- **Brief**: Reproduce each line of the material exactly, minus any picture.

((

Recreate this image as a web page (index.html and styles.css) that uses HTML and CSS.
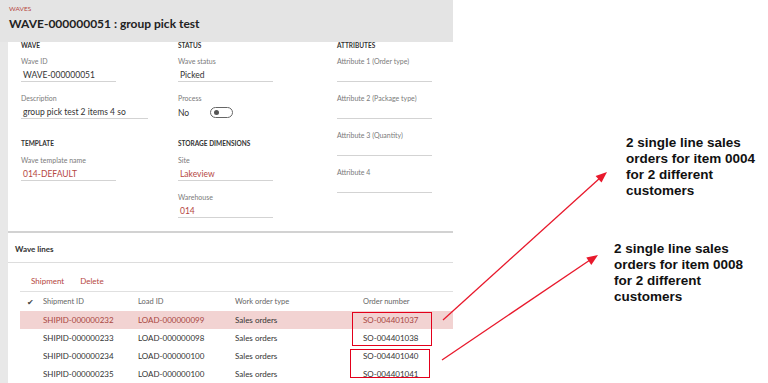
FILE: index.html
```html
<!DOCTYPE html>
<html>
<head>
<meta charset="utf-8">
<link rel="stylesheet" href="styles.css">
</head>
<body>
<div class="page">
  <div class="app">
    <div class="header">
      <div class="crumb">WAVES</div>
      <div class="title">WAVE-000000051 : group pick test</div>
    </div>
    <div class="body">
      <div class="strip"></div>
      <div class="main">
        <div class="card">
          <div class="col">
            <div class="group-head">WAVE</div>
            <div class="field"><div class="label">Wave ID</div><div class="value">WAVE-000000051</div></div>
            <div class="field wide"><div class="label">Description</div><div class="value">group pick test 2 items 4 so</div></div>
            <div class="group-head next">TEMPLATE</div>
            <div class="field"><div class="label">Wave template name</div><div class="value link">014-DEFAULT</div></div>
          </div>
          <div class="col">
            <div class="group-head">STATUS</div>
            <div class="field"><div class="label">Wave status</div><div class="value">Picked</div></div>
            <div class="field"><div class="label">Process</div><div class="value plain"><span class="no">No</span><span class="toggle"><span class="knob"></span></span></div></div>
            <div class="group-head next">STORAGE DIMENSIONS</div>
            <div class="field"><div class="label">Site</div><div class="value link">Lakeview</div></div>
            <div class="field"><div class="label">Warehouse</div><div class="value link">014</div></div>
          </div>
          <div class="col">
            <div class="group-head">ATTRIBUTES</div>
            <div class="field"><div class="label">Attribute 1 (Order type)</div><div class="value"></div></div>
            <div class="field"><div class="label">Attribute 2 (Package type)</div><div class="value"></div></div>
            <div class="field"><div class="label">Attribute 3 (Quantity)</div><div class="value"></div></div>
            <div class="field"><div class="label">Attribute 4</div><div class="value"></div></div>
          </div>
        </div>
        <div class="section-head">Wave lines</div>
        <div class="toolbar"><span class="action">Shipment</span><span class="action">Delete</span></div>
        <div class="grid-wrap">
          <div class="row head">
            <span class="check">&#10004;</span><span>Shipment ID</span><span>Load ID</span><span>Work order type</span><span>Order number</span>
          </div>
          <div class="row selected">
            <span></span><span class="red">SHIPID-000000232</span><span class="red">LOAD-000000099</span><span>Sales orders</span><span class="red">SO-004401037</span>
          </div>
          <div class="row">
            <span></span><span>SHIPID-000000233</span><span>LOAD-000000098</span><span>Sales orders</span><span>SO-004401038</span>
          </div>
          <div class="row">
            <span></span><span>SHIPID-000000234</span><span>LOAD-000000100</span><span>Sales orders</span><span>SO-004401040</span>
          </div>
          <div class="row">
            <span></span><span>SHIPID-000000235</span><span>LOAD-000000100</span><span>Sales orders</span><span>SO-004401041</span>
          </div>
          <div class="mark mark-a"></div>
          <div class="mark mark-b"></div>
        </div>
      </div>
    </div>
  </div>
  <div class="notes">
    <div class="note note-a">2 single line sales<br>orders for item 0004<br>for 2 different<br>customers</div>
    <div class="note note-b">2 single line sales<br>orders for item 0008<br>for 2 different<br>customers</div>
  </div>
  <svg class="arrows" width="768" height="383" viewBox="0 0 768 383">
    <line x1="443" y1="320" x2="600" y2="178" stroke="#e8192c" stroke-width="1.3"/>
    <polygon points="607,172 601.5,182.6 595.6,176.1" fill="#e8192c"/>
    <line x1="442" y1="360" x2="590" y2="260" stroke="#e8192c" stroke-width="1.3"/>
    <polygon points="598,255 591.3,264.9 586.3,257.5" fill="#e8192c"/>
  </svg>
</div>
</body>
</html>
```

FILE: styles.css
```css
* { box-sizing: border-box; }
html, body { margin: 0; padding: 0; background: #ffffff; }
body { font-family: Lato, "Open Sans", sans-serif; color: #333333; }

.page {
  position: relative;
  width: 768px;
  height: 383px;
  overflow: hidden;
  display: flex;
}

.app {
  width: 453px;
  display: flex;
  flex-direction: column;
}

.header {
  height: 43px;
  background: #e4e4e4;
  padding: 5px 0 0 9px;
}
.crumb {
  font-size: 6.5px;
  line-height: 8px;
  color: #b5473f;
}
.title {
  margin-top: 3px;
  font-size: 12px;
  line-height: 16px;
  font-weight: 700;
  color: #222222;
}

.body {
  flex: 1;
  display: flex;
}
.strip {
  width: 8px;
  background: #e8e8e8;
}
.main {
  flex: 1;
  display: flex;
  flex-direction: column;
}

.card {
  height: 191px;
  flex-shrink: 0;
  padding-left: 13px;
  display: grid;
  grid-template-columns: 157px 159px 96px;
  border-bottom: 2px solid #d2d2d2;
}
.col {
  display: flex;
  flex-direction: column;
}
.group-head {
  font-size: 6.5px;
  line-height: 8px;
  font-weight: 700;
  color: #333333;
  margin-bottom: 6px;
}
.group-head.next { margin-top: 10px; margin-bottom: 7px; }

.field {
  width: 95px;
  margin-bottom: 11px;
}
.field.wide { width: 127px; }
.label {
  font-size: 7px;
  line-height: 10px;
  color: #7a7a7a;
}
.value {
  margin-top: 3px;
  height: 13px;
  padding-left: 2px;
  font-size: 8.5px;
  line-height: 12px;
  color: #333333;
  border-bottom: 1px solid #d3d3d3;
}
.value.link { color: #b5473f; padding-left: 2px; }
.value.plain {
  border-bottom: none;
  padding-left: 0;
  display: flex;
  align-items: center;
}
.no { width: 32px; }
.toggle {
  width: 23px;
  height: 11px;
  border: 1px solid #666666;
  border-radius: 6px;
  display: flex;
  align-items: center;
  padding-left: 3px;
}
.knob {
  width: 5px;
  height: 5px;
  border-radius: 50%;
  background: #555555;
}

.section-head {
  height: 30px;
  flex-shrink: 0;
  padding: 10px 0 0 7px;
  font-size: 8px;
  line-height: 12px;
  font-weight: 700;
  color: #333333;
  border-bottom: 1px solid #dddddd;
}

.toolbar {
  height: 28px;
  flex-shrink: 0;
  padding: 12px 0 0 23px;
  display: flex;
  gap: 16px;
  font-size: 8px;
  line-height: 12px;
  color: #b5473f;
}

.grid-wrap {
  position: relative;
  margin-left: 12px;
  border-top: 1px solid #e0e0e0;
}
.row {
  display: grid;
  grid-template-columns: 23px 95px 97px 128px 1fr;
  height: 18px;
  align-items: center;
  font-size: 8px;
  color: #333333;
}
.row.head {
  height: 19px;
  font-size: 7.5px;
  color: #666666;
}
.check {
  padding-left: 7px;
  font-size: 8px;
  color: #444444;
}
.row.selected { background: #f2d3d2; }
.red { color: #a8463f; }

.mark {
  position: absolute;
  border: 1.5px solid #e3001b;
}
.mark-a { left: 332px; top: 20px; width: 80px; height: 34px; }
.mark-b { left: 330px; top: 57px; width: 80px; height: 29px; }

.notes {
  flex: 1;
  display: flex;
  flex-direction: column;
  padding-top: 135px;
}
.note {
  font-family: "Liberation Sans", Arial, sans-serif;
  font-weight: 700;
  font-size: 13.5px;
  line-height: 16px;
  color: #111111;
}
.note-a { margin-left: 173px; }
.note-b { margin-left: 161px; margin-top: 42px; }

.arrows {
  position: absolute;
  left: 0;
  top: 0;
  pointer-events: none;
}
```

))

- **Task response**:
Recreate this image as a web page (index.html and styles.css) that uses HTML and CSS.
FILE: index.html
```html
<!DOCTYPE html>
<html>
<head>
<meta charset="utf-8">
<link rel="stylesheet" href="styles.css">
</head>
<body>
<div class="page">
  <div class="app">
    <div class="header">
      <div class="crumb">WAVES</div>
      <div class="title">WAVE-000000051 : group pick test</div>
    </div>
    <div class="body">
      <div class="strip"></div>
      <div class="main">
        <div class="card">
          <div class="col">
            <div class="group-head">WAVE</div>
            <div class="field"><div class="label">Wave ID</div><div class="value">WAVE-000000051</div></div>
            <div class="field wide"><div class="label">Description</div><div class="value">group pick test 2 items 4 so</div></div>
            <div class="group-head next">TEMPLATE</div>
            <div class="field"><div class="label">Wave template name</div><div class="value link">014-DEFAULT</div></div>
          </div>
          <div class="col">
            <div class="group-head">STATUS</div>
            <div class="field"><div class="label">Wave status</div><div class="value">Picked</div></div>
            <div class="field"><div class="label">Process</div><div class="value plain"><span class="no">No</span><span class="toggle"><span class="knob"></span></span></div></div>
            <div class="group-head next">STORAGE DIMENSIONS</div>
            <div class="field"><div class="label">Site</div><div class="value link">Lakeview</div></div>
            <div class="field"><div class="label">Warehouse</div><div class="value link">014</div></div>
          </div>
          <div class="col">
            <div class="group-head">ATTRIBUTES</div>
            <div class="field"><div class="label">Attribute 1 (Order type)</div><div class="value"></div></div>
            <div class="field"><div class="label">Attribute 2 (Package type)</div><div class="value"></div></div>
            <div class="field"><div class="label">Attribute 3 (Quantity)</div><div class="value"></div></div>
            <div class="field"><div class="label">Attribute 4</div><div class="value"></div></div>
          </div>
        </div>
        <div class="section-head">Wave lines</div>
        <div class="toolbar"><span class="action">Shipment</span><span class="action">Delete</span></div>
        <div class="grid-wrap">
          <div class="row head">
            <span class="check">&#10004;</span><span>Shipment ID</span><span>Load ID</span><span>Work order type</span><span>Order number</span>
          </div>
          <div class="row selected">
            <span></span><span class="red">SHIPID-000000232</span><span class="red">LOAD-000000099</span><span>Sales orders</span><span class="red">SO-004401037</span>
          </div>
          <div class="row">
            <span></span><span>SHIPID-000000233</span><span>LOAD-000000098</span><span>Sales orders</span><span>SO-004401038</span>
          </div>
          <div class="row">
            <span></span><span>SHIPID-000000234</span><span>LOAD-000000100</span><span>Sales orders</span><span>SO-004401040</span>
          </div>
          <div class="row">
            <span></span><span>SHIPID-000000235</span><span>LOAD-000000100</span><span>Sales orders</span><span>SO-004401041</span>
          </div>
          <div class="mark mark-a"></div>
          <div class="mark mark-b"></div>
        </div>
      </div>
    </div>
  </div>
  <div class="notes">
    <div class="note note-a">2 single line sales<br>orders for item 0004<br>for 2 different<br>customers</div>
    <div class="note note-b">2 single line sales<br>orders for item 0008<br>for 2 different<br>customers</div>
  </div>
  <svg class="arrows" width="768" height="383" viewBox="0 0 768 383">
    <line x1="443" y1="320" x2="600" y2="178" stroke="#e8192c" stroke-width="1.3"/>
    <polygon points="607,172 601.5,182.6 595.6,176.1" fill="#e8192c"/>
    <line x1="442" y1="360" x2="590" y2="260" stroke="#e8192c" stroke-width="1.3"/>
    <polygon points="598,255 591.3,264.9 586.3,257.5" fill="#e8192c"/>
  </svg>
</div>
</body>
</html>
```

FILE: styles.css
```css
* { box-sizing: border-box; }
html, body { margin: 0; padding: 0; background: #ffffff; }
body { font-family: Lato, "Open Sans", sans-serif; color: #333333; }

.page {
  position: relative;
  width: 768px;
  height: 383px;
  overflow: hidden;
  display: flex;
}

.app {
  width: 453px;
  display: flex;
  flex-direction: column;
}

.header {
  height: 43px;
  background: #e4e4e4;
  padding: 5px 0 0 9px;
}
.crumb {
  font-size: 6.5px;
  line-height: 8px;
  color: #b5473f;
}
.title {
  margin-top: 3px;
  font-size: 12px;
  line-height: 16px;
  font-weight: 700;
  color: #222222;
}

.body {
  flex: 1;
  display: flex;
}
.strip {
  width: 8px;
  background: #e8e8e8;
}
.main {
  flex: 1;
  display: flex;
  flex-direction: column;
}

.card {
  height: 191px;
  flex-shrink: 0;
  padding-left: 13px;
  display: grid;
  grid-template-columns: 157px 159px 96px;
  border-bottom: 2px solid #d2d2d2;
}
.col {
  display: flex;
  flex-direction: column;
}
.group-head {
  font-size: 6.5px;
  line-height: 8px;
  font-weight: 700;
  color: #333333;
  margin-bottom: 6px;
}
.group-head.next { margin-top: 10px; margin-bottom: 7px; }

.field {
  width: 95px;
  margin-bottom: 11px;
}
.field.wide { width: 127px; }
.label {
  font-size: 7px;
  line-height: 10px;
  color: #7a7a7a;
}
.value {
  margin-top: 3px;
  height: 13px;
  padding-left: 2px;
  font-size: 8.5px;
  line-height: 12px;
  color: #333333;
  border-bottom: 1px solid #d3d3d3;
}
.value.link { color: #b5473f; padding-left: 2px; }
.value.plain {
  border-bottom: none;
  padding-left: 0;
  display: flex;
  align-items: center;
}
.no { width: 32px; }
.toggle {
  width: 23px;
  height: 11px;
  border: 1px solid #666666;
  border-radius: 6px;
  display: flex;
  align-items: center;
  padding-left: 3px;
}
.knob {
  width: 5px;
  height: 5px;
  border-radius: 50%;
  background: #555555;
}

.section-head {
  height: 30px;
  flex-shrink: 0;
  padding: 10px 0 0 7px;
  font-size: 8px;
  line-height: 12px;
  font-weight: 700;
  color: #333333;
  border-bottom: 1px solid #dddddd;
}

.toolbar {
  height: 28px;
  flex-shrink: 0;
  padding: 12px 0 0 23px;
  display: flex;
  gap: 16px;
  font-size: 8px;
  line-height: 12px;
  color: #b5473f;
}

.grid-wrap {
  position: relative;
  margin-left: 12px;
  border-top: 1px solid #e0e0e0;
}
.row {
  display: grid;
  grid-template-columns: 23px 95px 97px 128px 1fr;
  height: 18px;
  align-items: center;
  font-size: 8px;
  color: #333333;
}
.row.head {
  height: 19px;
  font-size: 7.5px;
  color: #666666;
}
.check {
  padding-left: 7px;
  font-size: 8px;
  color: #444444;
}
.row.selected { background: #f2d3d2; }
.red { color: #a8463f; }

.mark {
  position: absolute;
  border: 1.5px solid #e3001b;
}
.mark-a { left: 332px; top: 20px; width: 80px; height: 34px; }
.mark-b { left: 330px; top: 57px; width: 80px; height: 29px; }

.notes {
  flex: 1;
  display: flex;
  flex-direction: column;
  padding-top: 135px;
}
.note {
  font-family: "Liberation Sans", Arial, sans-serif;
  font-weight: 700;
  font-size: 13.5px;
  line-height: 16px;
  color: #111111;
}
.note-a { margin-left: 173px; }
.note-b { margin-left: 161px; margin-top: 42px; }

.arrows {
  position: absolute;
  left: 0;
  top: 0;
  pointer-events: none;
}
```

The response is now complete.